Introducing company-wide systems tends to highlight an existing diversity of practice. Within a single organisation, standards can vary across territories, and might not have been mapped to common criteria or values. Differences in language, culture and local operating practices present further challenges. In addition to this, is the matter of standardisation both at governmental and industry levels. However, these types of issues tend to present themselves with the introduction of any new system across an organisation.

It is worth ensuring a proper benefits analysis is undertaken for this as you would for any other system change.

Competencies and learning theory

A lot of confusion is caused in discussing competencies by the issue of terminology.

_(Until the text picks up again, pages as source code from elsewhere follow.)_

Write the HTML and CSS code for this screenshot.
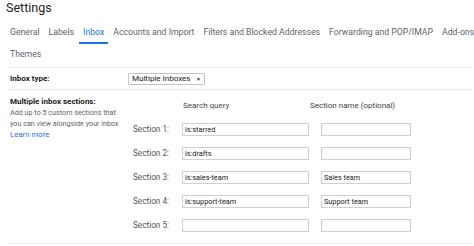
FILE: index.html
```html
<!DOCTYPE html>
<html>
<head>
<meta charset="utf-8">
<link rel="stylesheet" href="styles.css">
</head>
<body>
<div class="page">
  <div class="title">Settings</div>
  <nav class="tabs">
    <span class="tab">General</span>
    <span class="tab">Labels</span>
    <span class="tab active">Inbox</span>
    <span class="tab">Accounts and Import</span>
    <span class="tab">Filters and Blocked Addresses</span>
    <span class="tab">Forwarding and POP/IMAP</span>
    <span class="tab">Add-ons</span>
    <span class="tab">Themes</span>
  </nav>
  <div class="content">
    <div class="row type-row">
      <div class="row-label">Inbox type:</div>
      <div class="select">Multiple Inboxes <span class="caret">▼</span></div>
    </div>
    <div class="row sections-row">
      <div class="left">
        <div class="row-label">Multiple inbox sections:</div>
        <div class="desc">Add up to 5 custom sections that<br>you can view alongside your inbox</div>
        <a class="link">Learn more</a>
      </div>
      <div class="grid">
        <div></div>
        <div class="col-head">Search query</div>
        <div class="col-head">Section name (optional)</div>

        <div class="sec-label">Section 1:</div>
        <div class="field">is:starred</div>
        <div class="field"></div>

        <div class="sec-label">Section 2:</div>
        <div class="field">is:drafts</div>
        <div class="field"></div>

        <div class="sec-label">Section 3:</div>
        <div class="field">is:sales-team</div>
        <div class="field">Sales team</div>

        <div class="sec-label">Section 4:</div>
        <div class="field">is:support-team</div>
        <div class="field">Support team</div>

        <div class="sec-label">Section 5:</div>
        <div class="field"></div>
        <div class="field"></div>
      </div>
    </div>
  </div>
</div>
</body>
</html>
```
FILE: styles.css
```css
html, body {
  margin: 0;
  padding: 0;
  background: #fff;
}
body {
  font-family: Roboto, "Liberation Sans", Arial, sans-serif;
  color: #202124;
  width: 474px;
  height: 246px;
  overflow: hidden;
}
.page {
  width: 474px;
}
.title {
  font-size: 12.5px;
  line-height: 16px;
  height: 22px;
  padding-left: 6px;
  color: #202124;
  box-sizing: border-box;
}
.tabs {
  display: flex;
  flex-wrap: wrap;
  column-gap: 1px;
  padding-left: 6px;
  width: 480px;
}
.tab {
  font-size: 8.7px;
  line-height: 20px;
  height: 20px;
  padding: 0 4px;
  color: #5f6368;
  border-bottom: 2px solid transparent;
  white-space: nowrap;
}
.tab.active {
  color: #1a73e8;
  border-bottom-color: #1a73e8;
}
.content {
  margin: 1px 2px 0 7px;
  border-top: 1px solid #ececec;
}
.row {
  display: flex;
  border-bottom: 1px solid #ececec;
}
.row-label {
  font-size: 8px;
  font-weight: 700;
  color: #202124;
}
.type-row {
  height: 21px;
  align-items: center;
  padding-left: 3px;
}
.type-row .row-label {
  width: 118px;
}
.select {
  font-size: 8px;
  line-height: 10px;
  height: 10px;
  padding: 0 3px;
  width: 69px;
  border: 1px solid #c4c4c4;
  border-radius: 1px;
  color: #202124;
  display: flex;
  align-items: center;
  justify-content: space-between;
  white-space: nowrap;
}
.caret {
  font-size: 5px;
  color: #333;
}
.sections-row {
  height: 153px;
  padding-left: 3px;
}
.left {
  width: 118px;
  padding-top: 6px;
}
.left .row-label {
  line-height: 11px;
}
.desc {
  font-size: 7.2px;
  line-height: 11px;
  color: #5f6368;
  white-space: nowrap;
}
.link {
  display: block;
  font-size: 7.8px;
  line-height: 11px;
  color: #1a73e8;
}
.grid {
  display: grid;
  grid-template-columns: 49px 127px 102px;
  grid-template-rows: 17px repeat(5, 24px);
  padding-top: 10px;
  padding-left: 5px;
  align-items: center;
}
.grid .field:nth-child(3n) {
  margin-left: 12px;
}
.col-head {
  font-size: 8px;
  color: #444;
  white-space: nowrap;
  padding-left: 1px;
  align-self: start;
  margin-top: 1px;
}
.sec-label {
  font-size: 8.2px;
  color: #555;
  white-space: nowrap;
}
.field {
  height: 11px;
  border: 1px solid #cfcfcf;
  font-size: 7.3px;
  line-height: 11px;
  padding-left: 2px;
  color: #202124;
  white-space: nowrap;
}
```
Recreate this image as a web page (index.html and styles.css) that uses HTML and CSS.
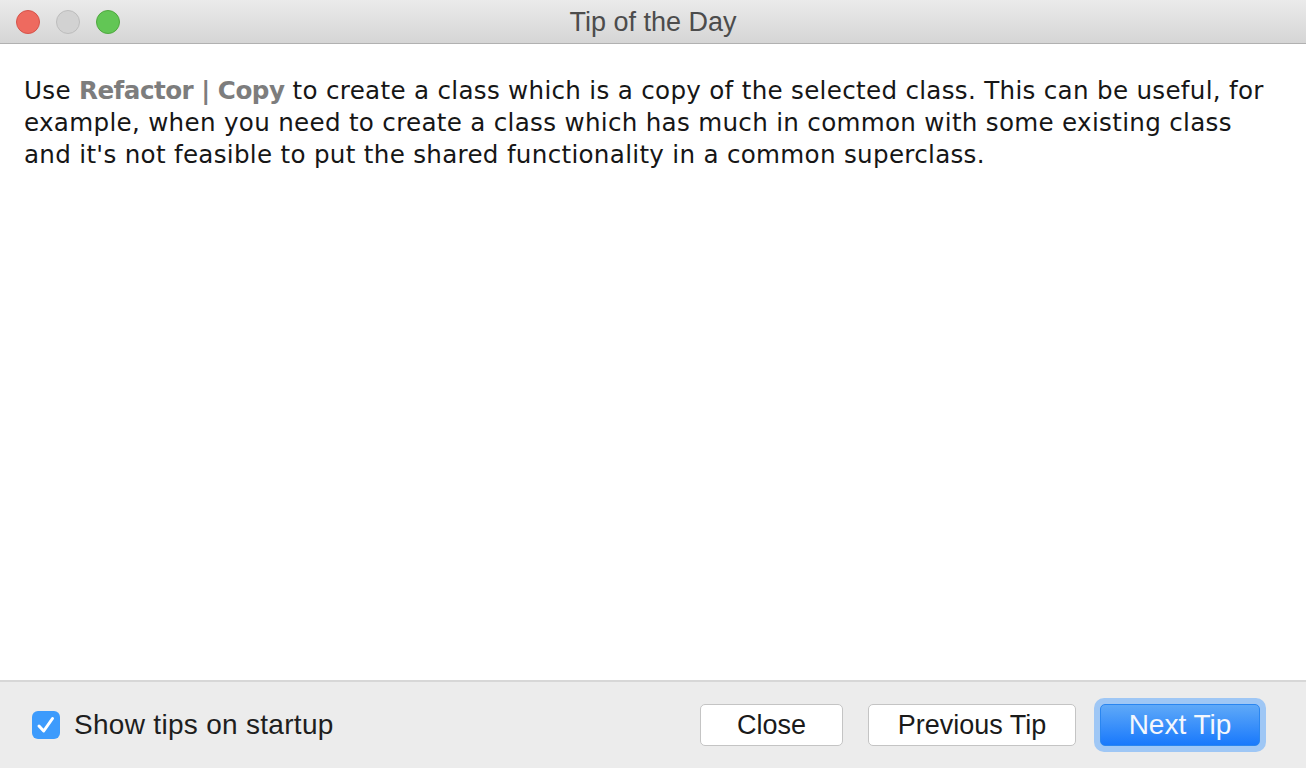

There is not much consistency in the way CFs are taxonomised, or in the way terms such as ‘competence’ and ‘capability’ are used for that matter, even in the academic literature.

This latter confusion is a case in point, since it tends to produce an impression that competence-based approaches are deprecated by certain learning theorists.

For instance, Stewart Hase of the Southern Cross University, one of the researchers who coined the term Heutagogy, meaning self-directed learning, invidiously compares competence with capability. In his 1999 paper, ‘From competence to capability: the implications for human resource development and management’, co-written with Lester Davis, he says that, ‘While competencies are the basis for capability they are insufficient for optimum human resource management and are part of the old pedagogical paradigm that fails to empower people to be learners and demonstrate elements of capability’.

What might be happening here, however, is simply that definitions of competency have moved on to embrace behaviours and attributes as well, and it can be argued that if the core competencies required of employees include the ability to learn independently and flexibility, work well with others, etc. then the distinction becomes meaningless. In effect, we would argue, competencies have been redefined to include capability.